#### [Problem details]
Pull out every line in the data that has the string "this" in it.

START

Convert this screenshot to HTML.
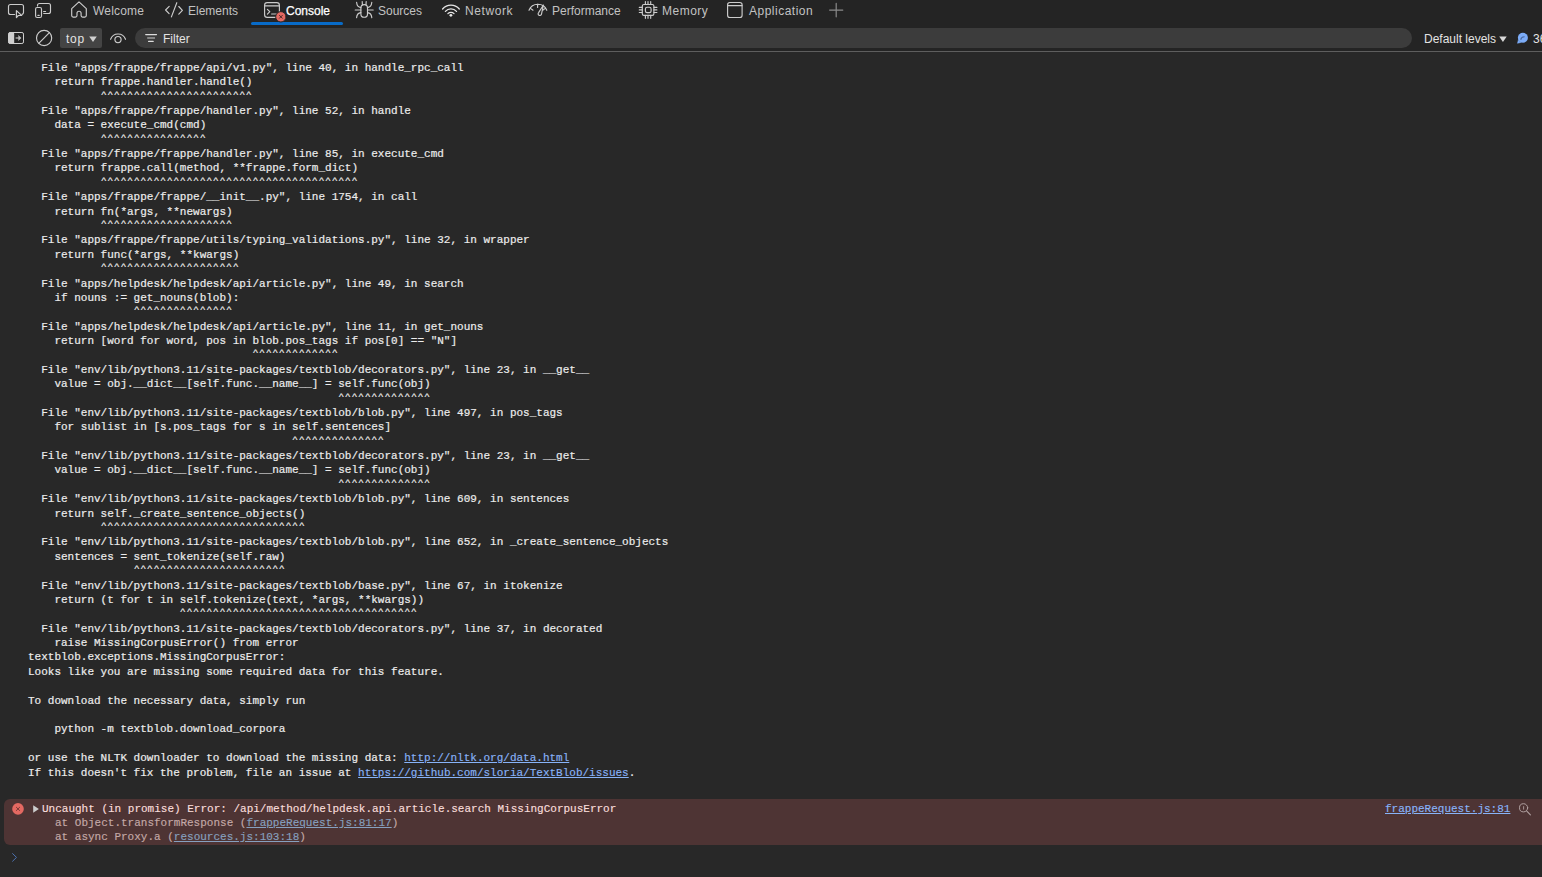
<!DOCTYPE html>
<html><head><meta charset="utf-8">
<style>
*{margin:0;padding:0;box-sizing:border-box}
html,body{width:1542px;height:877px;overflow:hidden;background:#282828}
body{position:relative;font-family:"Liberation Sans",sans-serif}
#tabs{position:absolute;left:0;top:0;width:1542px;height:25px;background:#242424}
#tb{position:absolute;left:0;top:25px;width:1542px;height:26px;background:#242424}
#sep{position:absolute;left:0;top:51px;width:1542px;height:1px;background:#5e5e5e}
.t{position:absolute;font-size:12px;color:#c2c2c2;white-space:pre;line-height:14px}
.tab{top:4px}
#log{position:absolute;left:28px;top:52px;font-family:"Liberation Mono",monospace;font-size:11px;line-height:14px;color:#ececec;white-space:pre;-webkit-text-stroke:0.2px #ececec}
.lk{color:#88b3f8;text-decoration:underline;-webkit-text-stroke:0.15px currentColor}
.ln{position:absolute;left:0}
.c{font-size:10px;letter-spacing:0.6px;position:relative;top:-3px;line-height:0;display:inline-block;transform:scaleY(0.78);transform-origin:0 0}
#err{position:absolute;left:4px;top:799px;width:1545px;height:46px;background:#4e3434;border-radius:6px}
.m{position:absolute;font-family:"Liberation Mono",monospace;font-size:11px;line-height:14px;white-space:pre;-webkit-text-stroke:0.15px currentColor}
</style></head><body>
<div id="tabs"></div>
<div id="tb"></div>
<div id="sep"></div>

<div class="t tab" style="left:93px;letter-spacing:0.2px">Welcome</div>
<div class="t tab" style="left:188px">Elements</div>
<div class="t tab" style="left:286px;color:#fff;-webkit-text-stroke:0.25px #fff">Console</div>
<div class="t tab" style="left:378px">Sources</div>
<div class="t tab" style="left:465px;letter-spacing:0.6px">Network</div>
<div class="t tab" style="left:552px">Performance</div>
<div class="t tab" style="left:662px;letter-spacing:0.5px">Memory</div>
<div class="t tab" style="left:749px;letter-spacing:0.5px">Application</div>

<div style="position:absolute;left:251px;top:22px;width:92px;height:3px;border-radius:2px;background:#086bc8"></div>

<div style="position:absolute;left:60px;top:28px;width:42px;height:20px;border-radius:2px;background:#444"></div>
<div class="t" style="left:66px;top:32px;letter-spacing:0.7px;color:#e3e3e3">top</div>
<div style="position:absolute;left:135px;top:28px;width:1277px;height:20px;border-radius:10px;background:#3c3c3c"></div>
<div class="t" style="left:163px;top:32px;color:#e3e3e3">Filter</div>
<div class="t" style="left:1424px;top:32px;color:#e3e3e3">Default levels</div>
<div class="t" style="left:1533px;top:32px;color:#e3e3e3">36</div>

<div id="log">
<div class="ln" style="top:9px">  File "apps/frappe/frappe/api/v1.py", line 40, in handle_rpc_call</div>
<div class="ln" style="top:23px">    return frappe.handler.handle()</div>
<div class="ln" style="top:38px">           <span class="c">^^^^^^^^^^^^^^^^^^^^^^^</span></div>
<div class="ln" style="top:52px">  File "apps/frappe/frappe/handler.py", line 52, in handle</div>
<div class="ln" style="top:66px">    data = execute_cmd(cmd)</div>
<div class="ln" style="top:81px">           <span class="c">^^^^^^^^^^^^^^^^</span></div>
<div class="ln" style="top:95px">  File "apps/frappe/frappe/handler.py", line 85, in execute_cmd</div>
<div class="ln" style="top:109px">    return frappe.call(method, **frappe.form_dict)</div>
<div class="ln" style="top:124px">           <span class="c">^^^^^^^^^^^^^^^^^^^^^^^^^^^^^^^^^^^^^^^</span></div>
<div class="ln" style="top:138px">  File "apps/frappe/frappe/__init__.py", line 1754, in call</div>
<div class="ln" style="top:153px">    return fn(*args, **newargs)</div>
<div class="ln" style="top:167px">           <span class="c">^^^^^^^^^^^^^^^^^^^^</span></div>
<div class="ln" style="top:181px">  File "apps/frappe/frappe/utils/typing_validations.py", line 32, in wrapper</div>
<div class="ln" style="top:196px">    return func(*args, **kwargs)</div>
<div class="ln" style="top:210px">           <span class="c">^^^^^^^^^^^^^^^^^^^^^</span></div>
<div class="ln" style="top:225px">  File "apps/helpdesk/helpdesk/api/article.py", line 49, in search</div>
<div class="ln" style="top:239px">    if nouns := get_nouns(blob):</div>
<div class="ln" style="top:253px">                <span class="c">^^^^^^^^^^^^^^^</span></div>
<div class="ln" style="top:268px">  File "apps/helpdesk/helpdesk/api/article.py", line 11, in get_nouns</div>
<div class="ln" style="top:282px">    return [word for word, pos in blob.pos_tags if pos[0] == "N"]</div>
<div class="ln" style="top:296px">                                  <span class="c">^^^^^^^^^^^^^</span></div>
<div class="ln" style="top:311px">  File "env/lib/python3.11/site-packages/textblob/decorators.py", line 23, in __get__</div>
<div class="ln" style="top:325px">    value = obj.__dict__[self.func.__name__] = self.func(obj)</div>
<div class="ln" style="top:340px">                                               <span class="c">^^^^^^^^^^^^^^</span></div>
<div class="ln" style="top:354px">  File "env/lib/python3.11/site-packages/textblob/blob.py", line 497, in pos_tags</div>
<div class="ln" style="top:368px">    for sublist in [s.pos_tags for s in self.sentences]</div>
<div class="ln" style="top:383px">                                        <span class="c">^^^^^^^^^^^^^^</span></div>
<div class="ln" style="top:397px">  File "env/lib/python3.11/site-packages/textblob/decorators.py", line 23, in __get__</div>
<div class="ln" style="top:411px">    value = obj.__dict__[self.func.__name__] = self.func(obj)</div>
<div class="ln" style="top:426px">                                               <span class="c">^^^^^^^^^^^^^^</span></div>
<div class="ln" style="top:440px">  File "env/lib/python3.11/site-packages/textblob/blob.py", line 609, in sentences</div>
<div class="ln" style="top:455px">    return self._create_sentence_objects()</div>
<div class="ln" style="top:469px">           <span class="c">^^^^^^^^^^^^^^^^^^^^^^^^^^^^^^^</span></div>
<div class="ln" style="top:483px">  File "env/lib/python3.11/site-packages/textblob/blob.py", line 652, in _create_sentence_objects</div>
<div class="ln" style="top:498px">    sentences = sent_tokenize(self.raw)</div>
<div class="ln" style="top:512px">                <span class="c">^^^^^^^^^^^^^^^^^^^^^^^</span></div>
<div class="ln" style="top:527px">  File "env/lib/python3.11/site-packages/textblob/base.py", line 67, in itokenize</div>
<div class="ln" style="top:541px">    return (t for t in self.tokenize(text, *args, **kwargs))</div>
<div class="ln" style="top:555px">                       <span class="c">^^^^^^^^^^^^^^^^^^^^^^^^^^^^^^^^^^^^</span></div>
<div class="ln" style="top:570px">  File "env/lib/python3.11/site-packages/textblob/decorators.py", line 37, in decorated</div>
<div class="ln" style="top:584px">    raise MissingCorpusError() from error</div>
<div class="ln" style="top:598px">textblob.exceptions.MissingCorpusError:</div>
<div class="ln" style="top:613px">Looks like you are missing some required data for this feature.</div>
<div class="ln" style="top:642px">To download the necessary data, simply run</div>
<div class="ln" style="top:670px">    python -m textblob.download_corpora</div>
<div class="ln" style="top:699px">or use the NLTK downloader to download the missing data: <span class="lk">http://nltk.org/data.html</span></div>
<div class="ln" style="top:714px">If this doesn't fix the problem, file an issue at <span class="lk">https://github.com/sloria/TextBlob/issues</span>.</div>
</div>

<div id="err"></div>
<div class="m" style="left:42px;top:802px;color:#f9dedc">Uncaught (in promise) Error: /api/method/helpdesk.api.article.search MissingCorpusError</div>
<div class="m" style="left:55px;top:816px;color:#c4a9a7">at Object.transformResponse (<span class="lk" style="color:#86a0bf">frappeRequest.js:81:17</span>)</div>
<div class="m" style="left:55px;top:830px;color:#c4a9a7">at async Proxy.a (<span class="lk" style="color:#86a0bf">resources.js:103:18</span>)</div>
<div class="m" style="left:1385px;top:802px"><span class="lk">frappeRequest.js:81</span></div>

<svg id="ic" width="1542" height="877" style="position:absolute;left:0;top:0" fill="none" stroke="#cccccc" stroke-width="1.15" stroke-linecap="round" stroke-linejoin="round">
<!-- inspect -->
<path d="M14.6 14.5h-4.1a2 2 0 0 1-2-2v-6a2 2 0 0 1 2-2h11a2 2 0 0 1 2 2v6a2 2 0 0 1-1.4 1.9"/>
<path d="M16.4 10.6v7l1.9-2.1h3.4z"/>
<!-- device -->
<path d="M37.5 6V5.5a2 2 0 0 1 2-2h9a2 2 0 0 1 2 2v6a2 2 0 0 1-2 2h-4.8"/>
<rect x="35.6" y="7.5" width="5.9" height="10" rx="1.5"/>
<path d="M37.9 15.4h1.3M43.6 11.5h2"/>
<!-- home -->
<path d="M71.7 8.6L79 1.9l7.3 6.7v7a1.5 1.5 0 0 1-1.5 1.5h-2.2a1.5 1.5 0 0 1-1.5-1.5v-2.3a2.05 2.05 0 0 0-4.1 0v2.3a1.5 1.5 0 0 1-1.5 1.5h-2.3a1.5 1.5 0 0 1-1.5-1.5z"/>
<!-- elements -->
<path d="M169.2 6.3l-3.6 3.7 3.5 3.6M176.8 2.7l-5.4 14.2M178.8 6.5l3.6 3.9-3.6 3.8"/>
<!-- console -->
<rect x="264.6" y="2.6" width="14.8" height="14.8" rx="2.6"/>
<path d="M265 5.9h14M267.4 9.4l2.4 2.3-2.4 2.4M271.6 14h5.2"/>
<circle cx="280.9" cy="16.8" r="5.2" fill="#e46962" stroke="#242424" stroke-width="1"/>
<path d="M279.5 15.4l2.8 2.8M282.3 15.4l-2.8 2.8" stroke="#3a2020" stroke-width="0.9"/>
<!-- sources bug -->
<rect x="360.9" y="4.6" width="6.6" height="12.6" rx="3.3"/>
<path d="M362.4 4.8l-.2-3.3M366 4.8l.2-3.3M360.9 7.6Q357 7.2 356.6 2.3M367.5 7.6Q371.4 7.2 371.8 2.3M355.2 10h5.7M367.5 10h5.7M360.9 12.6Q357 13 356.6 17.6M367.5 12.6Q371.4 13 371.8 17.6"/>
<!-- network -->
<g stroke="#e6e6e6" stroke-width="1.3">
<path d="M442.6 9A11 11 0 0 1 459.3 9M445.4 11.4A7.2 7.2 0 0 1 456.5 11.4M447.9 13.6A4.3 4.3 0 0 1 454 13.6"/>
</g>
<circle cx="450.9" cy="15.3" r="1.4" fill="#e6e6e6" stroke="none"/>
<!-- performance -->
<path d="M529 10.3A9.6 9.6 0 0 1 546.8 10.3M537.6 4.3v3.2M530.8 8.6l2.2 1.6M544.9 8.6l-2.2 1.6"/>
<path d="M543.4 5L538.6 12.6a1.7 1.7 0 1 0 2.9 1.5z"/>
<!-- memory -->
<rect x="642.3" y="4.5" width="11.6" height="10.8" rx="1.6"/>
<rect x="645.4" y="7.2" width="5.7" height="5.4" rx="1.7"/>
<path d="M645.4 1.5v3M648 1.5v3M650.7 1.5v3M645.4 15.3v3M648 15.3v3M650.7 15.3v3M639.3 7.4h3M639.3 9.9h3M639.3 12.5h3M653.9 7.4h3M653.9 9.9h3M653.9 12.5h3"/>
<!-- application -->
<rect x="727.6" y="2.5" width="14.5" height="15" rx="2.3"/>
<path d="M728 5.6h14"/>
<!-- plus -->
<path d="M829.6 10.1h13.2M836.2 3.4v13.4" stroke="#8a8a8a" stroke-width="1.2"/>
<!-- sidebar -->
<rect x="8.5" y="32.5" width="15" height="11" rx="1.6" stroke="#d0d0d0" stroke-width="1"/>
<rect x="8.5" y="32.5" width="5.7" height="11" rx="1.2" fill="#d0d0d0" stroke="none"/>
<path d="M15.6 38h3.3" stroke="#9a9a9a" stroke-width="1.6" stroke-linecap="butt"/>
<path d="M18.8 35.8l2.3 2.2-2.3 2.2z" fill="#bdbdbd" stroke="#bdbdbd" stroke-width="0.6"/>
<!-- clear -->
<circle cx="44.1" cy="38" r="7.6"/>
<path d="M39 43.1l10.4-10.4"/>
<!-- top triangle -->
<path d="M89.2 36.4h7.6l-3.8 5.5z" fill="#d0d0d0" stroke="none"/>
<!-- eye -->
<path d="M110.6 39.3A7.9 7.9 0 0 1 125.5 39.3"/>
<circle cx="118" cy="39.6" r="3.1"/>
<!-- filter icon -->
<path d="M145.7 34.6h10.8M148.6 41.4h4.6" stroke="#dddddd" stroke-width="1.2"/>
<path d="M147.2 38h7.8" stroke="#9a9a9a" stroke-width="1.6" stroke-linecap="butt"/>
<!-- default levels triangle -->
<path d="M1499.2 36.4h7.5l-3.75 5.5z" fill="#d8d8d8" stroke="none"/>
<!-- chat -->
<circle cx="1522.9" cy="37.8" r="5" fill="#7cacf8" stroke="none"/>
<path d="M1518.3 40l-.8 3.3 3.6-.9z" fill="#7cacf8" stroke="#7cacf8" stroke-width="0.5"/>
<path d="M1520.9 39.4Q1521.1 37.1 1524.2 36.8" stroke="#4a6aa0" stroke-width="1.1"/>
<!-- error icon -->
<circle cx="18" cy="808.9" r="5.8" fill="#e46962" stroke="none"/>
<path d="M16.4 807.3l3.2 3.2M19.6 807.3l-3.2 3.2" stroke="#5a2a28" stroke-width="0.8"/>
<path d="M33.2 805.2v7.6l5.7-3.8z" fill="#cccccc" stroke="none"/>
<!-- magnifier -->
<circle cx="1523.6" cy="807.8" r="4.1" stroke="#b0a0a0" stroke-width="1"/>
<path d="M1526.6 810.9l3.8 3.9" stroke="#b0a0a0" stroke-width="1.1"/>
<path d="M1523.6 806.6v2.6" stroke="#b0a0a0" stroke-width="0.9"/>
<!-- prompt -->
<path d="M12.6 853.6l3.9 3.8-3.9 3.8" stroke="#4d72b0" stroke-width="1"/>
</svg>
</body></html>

END

#### [Solved exercise]
Convert this screenshot to HTML.
<div class="ln" style="top:613px">Looks like you are missing some required data for this feature.</div>
<div class="ln" style="top:714px">If this doesn't fix the problem, file an issue at <span class="lk">https://github.com/sloria/TextBlob/issues</span>.</div>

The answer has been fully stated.